Together with my co-workers we have developed several methods to trace gene expression and organ morphology at different levels. These methods include:
- isolation and cultivation of the isolated protoplasts from root and leaf with further possibilities of direct embryogenesis;
- whole mounting molecules immune-localization at whole seedlings, organs and cellular level with further 3D organ/cells reconstruction
- creating virtual 3D nucleus map of Arabidopsis roots;
All these protocols have been used as tools to further investigation of interaction of environmental factors, low molecular weight antioxidants, inhibitor of cell polarization Breferldin A with hormonal system of Arabidopsis thaliana and Medicago sativa.
Low molecular weight antioxidant
We investigated interaction between GSH level and hormonal system by using as examples Arabidopsis thaliana root system and Medicago sativa organs and single cells.
The resulting data demonstrate for the first time that GSH impacts on auxin mediated responses as well as auxin transporters localization, hence serving as an auxin-response modulator. In the Medicago sativa we have found that hGSH have a different role than GSH: GSH involvement in the regulation of cell division, while hGSH play a significant role in the cell differentiation.
Reactive oxygen species
Next, we investigated interaction of reactive oxygen species with auxin in the regulation of root development in the Arabidopsis thaliana and single cells development of the Medicago sativa. We have found that ROS is an important regulator of plants development and act through auxin signaling in the regulation of the root architecture. Moreover, ROS is required for cell divisions activity and lateral root development.

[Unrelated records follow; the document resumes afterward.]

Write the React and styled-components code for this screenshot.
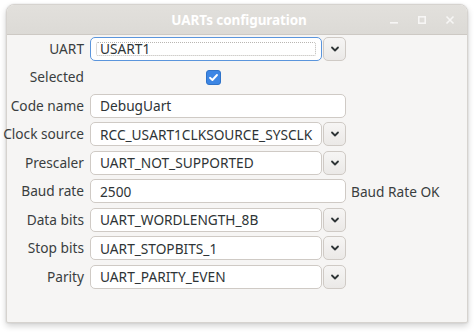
import React from "react";
import styled, { createGlobalStyle } from "styled-components";

const Global = createGlobalStyle`
  html, body { margin: 0; padding: 0; background: #ffffff; }
  body { font-family: "Noto Sans", "DejaVu Sans", sans-serif; font-size: 13.7px; color: #2e3436; }
  * { box-sizing: border-box; }
`;

const Page = styled.div`
  width: 474px;
  height: 332px;
  padding: 4px 6px 0 6px;
  overflow: hidden;
`;

const Window = styled.div`
  width: 462px;
  height: 319px;
  background: #f6f5f4;
  border: 1px solid #d6d3cf;
  border-radius: 8px 8px 2px 2px;
  box-shadow: 0 3px 6px rgba(0, 0, 0, 0.18), 0 0 0 1px rgba(0, 0, 0, 0.03);
  display: flex;
  flex-direction: column;
`;

const TitleBar = styled.div`
  height: 30px;
  flex: none;
  position: relative;
  display: flex;
  align-items: center;
  justify-content: center;
  background: linear-gradient(#e2e0dc, #dcdad6);
  border-bottom: 1px solid #cdc9c4;
  border-radius: 7px 7px 0 0;
`;

const Title = styled.div`
  font-weight: 700;
  font-size: 13.5px;
  color: #ffffff;
  letter-spacing: -0.1px;
  margin-left: 4px;
`;

const Controls = styled.div`
  position: absolute;
  right: 9px;
  top: 0;
  height: 100%;
  display: flex;
  align-items: center;
  gap: 12px;
`;

const CtlBtn = styled.div`
  width: 16px;
  height: 16px;
  display: flex;
  align-items: center;
  justify-content: center;
`;

const Body = styled.div`
  flex: 1;
  padding-top: 1.5px;
  display: grid;
  grid-template-columns: 77px 256px auto;
  grid-auto-rows: 24px;
  column-gap: 6px;
  row-gap: 4.5px;
  align-content: start;
`;

const Label = styled.div`
  justify-self: end;
  align-self: center;
  white-space: nowrap;
  color: #3a3e3f;
  line-height: 18px;
`;

const Combo = styled.div`
  display: flex;
  gap: 1px;
`;

const Entry = styled.div`
  flex: 1;
  height: 24px;
  position: relative;
  background: #ffffff;
  border: 1px solid ${(p) => (p.$focused ? "#5b95dc" : "#cfcac5")};
  border-radius: 5px;
  padding-left: 9px;
  display: flex;
  align-items: center;
  white-space: nowrap;
  overflow: hidden;
  color: #2e3436;
`;

const FocusRing = styled.div`
  position: absolute;
  left: 5px;
  right: 5px;
  top: 4px;
  bottom: 4px;
  border: 1px dotted #b9b6b2;
  border-radius: 2px;
  pointer-events: none;
`;

const DropBtn = styled.div`
  width: 23px;
  height: 24px;
  flex: none;
  border: 1px solid #cfcac5;
  border-radius: 5px;
  background: linear-gradient(#f6f5f4, #ebe9e7);
  display: flex;
  align-items: center;
  justify-content: center;
`;

const CheckCell = styled.div`
  display: flex;
  align-items: center;
  padding-left: 116px;
`;

const CheckBox = styled.div`
  width: 15px;
  height: 15px;
  border-radius: 3px;
  background: #3d86e4;
  border: 1px solid #2f73c9;
  display: flex;
  align-items: center;
  justify-content: center;
`;

const Extra = styled.div`
  align-self: center;
  white-space: nowrap;
  color: #3a3e3f;
  margin-left: -1px;
`;

const Chevron = () => (
  <svg width="10" height="8" viewBox="0 0 10 8">
    <path d="M2 2.5 L5 5.5 L8 2.5" fill="none" stroke="#2e3436" strokeWidth="1.8" strokeLinecap="round" strokeLinejoin="round" />
  </svg>
);

const ComboField = ({ value, focused }) => (
  <Combo>
    <Entry $focused={focused}>
      {focused && <FocusRing />}
      {value}
    </Entry>
    <DropBtn>
      <Chevron />
    </DropBtn>
  </Combo>
);

const rows = [
  { label: "UART", type: "combo", value: "USART1", focused: true },
  { label: "Selected", type: "check" },
  { label: "Code name", type: "entry", value: "DebugUart" },
  { label: "Clock source", type: "combo", value: "RCC_USART1CLKSOURCE_SYSCLK" },
  { label: "Prescaler", type: "combo", value: "UART_NOT_SUPPORTED" },
  { label: "Baud rate", type: "entry", value: "2500", extra: "Baud Rate OK" },
  { label: "Data bits", type: "combo", value: "UART_WORDLENGTH_8B" },
  { label: "Stop bits", type: "combo", value: "UART_STOPBITS_1" },
  { label: "Parity", type: "combo", value: "UART_PARITY_EVEN" },
];

export default function App() {
  return (
    <>
      <Global />
      <Page>
        <Window>
          <TitleBar>
            <Title>UARTs configuration</Title>
            <Controls>
              <CtlBtn>
                <svg width="10" height="10" viewBox="0 0 10 10">
                  <rect x="1" y="7" width="8" height="1.6" fill="#f7f6f5" />
                </svg>
              </CtlBtn>
              <CtlBtn>
                <svg width="10" height="10" viewBox="0 0 10 10">
                  <rect x="1.8" y="1.8" width="6.4" height="6.4" fill="none" stroke="#f7f6f5" strokeWidth="1.6" />
                </svg>
              </CtlBtn>
              <CtlBtn>
                <svg width="10" height="10" viewBox="0 0 10 10">
                  <path d="M1.5 1.5 L8.5 8.5 M8.5 1.5 L1.5 8.5" stroke="#f7f6f5" strokeWidth="1.6" />
                </svg>
              </CtlBtn>
            </Controls>
          </TitleBar>
          <Body>
            {rows.map((r) => (
              <React.Fragment key={r.label}>
                <Label>{r.label}</Label>
                {r.type === "combo" && <ComboField value={r.value} focused={r.focused} />}
                {r.type === "entry" && <Entry>{r.value}</Entry>}
                {r.type === "check" && (
                  <CheckCell>
                    <CheckBox>
                      <svg width="11" height="11" viewBox="0 0 11 11">
                        <path d="M2 5.8 L4.4 8 L9 3" fill="none" stroke="#ffffff" strokeWidth="1.9" strokeLinecap="round" strokeLinejoin="round" />
                      </svg>
                    </CheckBox>
                  </CheckCell>
                )}
                <Extra>{r.extra || ""}</Extra>
              </React.Fragment>
            ))}
          </Body>
        </Window>
      </Page>
    </>
  );
}
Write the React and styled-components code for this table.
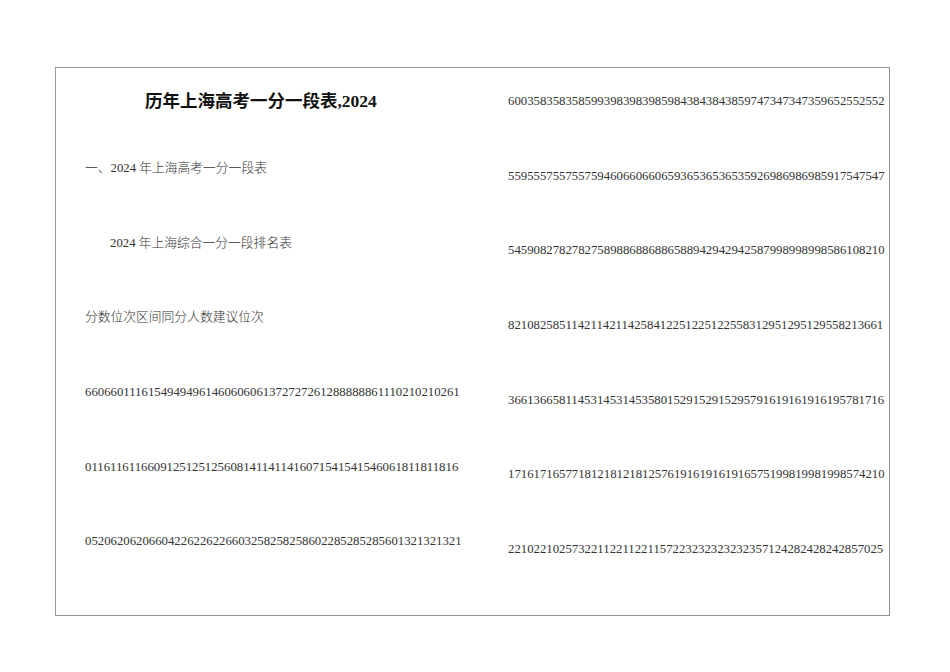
import React from "react";
import styled, { createGlobalStyle } from "styled-components";

const GlobalStyle = createGlobalStyle`
  html, body {
    margin: 0;
    padding: 0;
    background: #ffffff;
  }
`;

const leftRows = [
  "66066011161549494961460606061372727261288888861110210210261",
  "01161161166091251251256081411411416071541541546061811811816",
  "05206206206604226226226603258258258602285285285601321321321",
];

const rightRows = [
  "60035835835859939839839859843843843859747347347359652552552",
  "55955575575575946066066065936536536535926986986985917547547",
  "54590827827827589886886886588942942942587998998998586108210",
  "82108258511421142114258412251225122558312951295129558213661",
  "36613665811453145314535801529152915295791619161916195781716",
  "17161716577181218121812576191619161916575199819981998574210",
  "22102210257322112211221157223232323232357124282428242857025",
];

const App = () => {
  return (
    <>
      <GlobalStyle />
      <Page>
        <Sheet>
          <Column>
            <Title>历年上海高考一分一段表,2024</Title>
            <Rows>
              <Line>一、2024 年上海高考一分一段表</Line>
              <Line indent>2024 年上海综合一分一段排名表</Line>
              <Line>分数位次区间同分人数建议位次</Line>
              {leftRows.map((row, index) => (
                <Line key={index}>{row}</Line>
              ))}
            </Rows>
          </Column>

          <Column right>
            <Rows>
              {rightRows.map((row, index) => (
                <Line key={index}>{row}</Line>
              ))}
            </Rows>
          </Column>
        </Sheet>
      </Page>
    </>
  );
};

const Page = styled.div`
  width: 950px;
  height: 672px;
  padding: 67px 0 0 55px;
  box-sizing: border-box;
`;

const Sheet = styled.div`
  width: 835px;
  height: 549px;
  box-sizing: border-box;
  border: 1px solid #9a9a9a;
  border-right-color: #8c8c8c;
  border-bottom-color: #8c8c8c;
  display: grid;
  grid-template-columns: 423px 1fr;
  padding: 0 0 0 29px;
  font-family: "Liberation Serif", "Noto Sans CJK SC", serif;
`;

const Column = styled.div`
  display: flex;
  flex-direction: column;
  padding-top: ${(p) => (p.right ? "23px" : "21px")};
`;

const Title = styled.h1`
  margin: 0 0 45px 60px;
  height: 24px;
  line-height: 24px;
  font-size: 17.5px;
  font-weight: bold;
  color: #111;
  white-space: nowrap;
`;

const Rows = styled.div`
  display: flex;
  flex-direction: column;
  gap: 54.7px;
`;

const Line = styled.div`
  height: 20px;
  line-height: 20px;
  font-size: 12.78px;
  font-weight: 300;
  color: #333;
  white-space: nowrap;
  padding-left: ${(p) => (p.indent ? "25px" : "0")};
`;

export default App;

Regulator of the cells polarity
The methods we developed have been also applied to investigation of the mechanism of the cell polarity induction in the Arabidopsis thaliana. Our data demonstrate for the first time that BFA at low dose (1 to 3 μM) have strong impact on auxin distribution, root growth, root apical meristem architecture and stem cells maintenance independently from internalizations of the membrane proteins.